Wednesday, July 17, 2013

"Writers Gone Wild" (Bill Peschel): Mailer, going a few rounds with the muse

A writer's life: finding inspiration in oak-paneled rooms, vistas overlooking inspiring views, sharing witty conversation with one's peers. And, of course, brawling.

The story between the covers of a book may only tell half the tale of its author's struggles to get his point across. Many times this confusion and misunderstanding can come from many directions: editors, publishers, critics, friends -- and enemies -- can change the course of literary history as surely as drink, drugs, sex, and other obsessions in a writer's life.

Much contemporary biography has become studies in pathology, as some critics have noted not unfairly. Still it is fascinating to hear some of the stories behind the words, if only to make the reader marvel that the completed novel got written at all.

Here, for example, is a brief excerpt about the outside-the-ring pugilistic career of Norman Mailer, fromWriters Gone Wild, a compendium of stories about the less-sedate aspects of the writing life by Bill Peschel.

Norman Mailer, between rounds

Highlight Reel

Norman Mailer was as prolific with his fists as he was with his opinions. Here are some of his classic bouts:

* Jerry Leiber: In 1967, at the popular restaurant Elaine’s, Mailer attacked the songwriter from behind and got kicked into a wall, smashing the plaster. Mailer tried to eye-gouge Leiber and a waiter did the same for Mailer. Elaine herself broke up the fight by threatening to bar Leiber if he knocked out Mailer.

* Bruce Jay Friedman: The novelist and screenwriter was on the receiving end of a Mailer head butt after he messed up Norman’s hair at a party in 1968. As Friedman got in his car, Mailer unleashed his fury on the car, hammering it several times. Friedman got out, took a head-butt to the chest, and threw a punch. They were separated again, and Friedman drove off with Mailer again punching the windows .

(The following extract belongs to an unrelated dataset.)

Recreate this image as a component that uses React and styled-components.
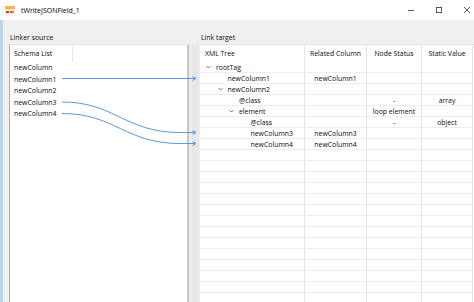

* Rip Torn: As part of an improvised scene in Mailer’s 1970 movie “Maidstone,” Torn nearly brained the director and star with a hammer, wrestled him to the ground and choked him. Mailer bit off part of Torn’s ear and fought back until they were separated by Mailer’s fourth wife, Beverly, and his children.

* Gore Vidal I: After Vidal compared Mailer’s “The Prisoner of Sex” to “three days of menstrual flow” in 1971, Mailer head butted him in the green room of “The Dick Cavett Show.”

* Gore Vidal II: At a New York party in 1977, Mailer threw a drink and then knocked Vidal to the floor. Vidal got the last word, however: “Words fail Norman Mailer yet again.”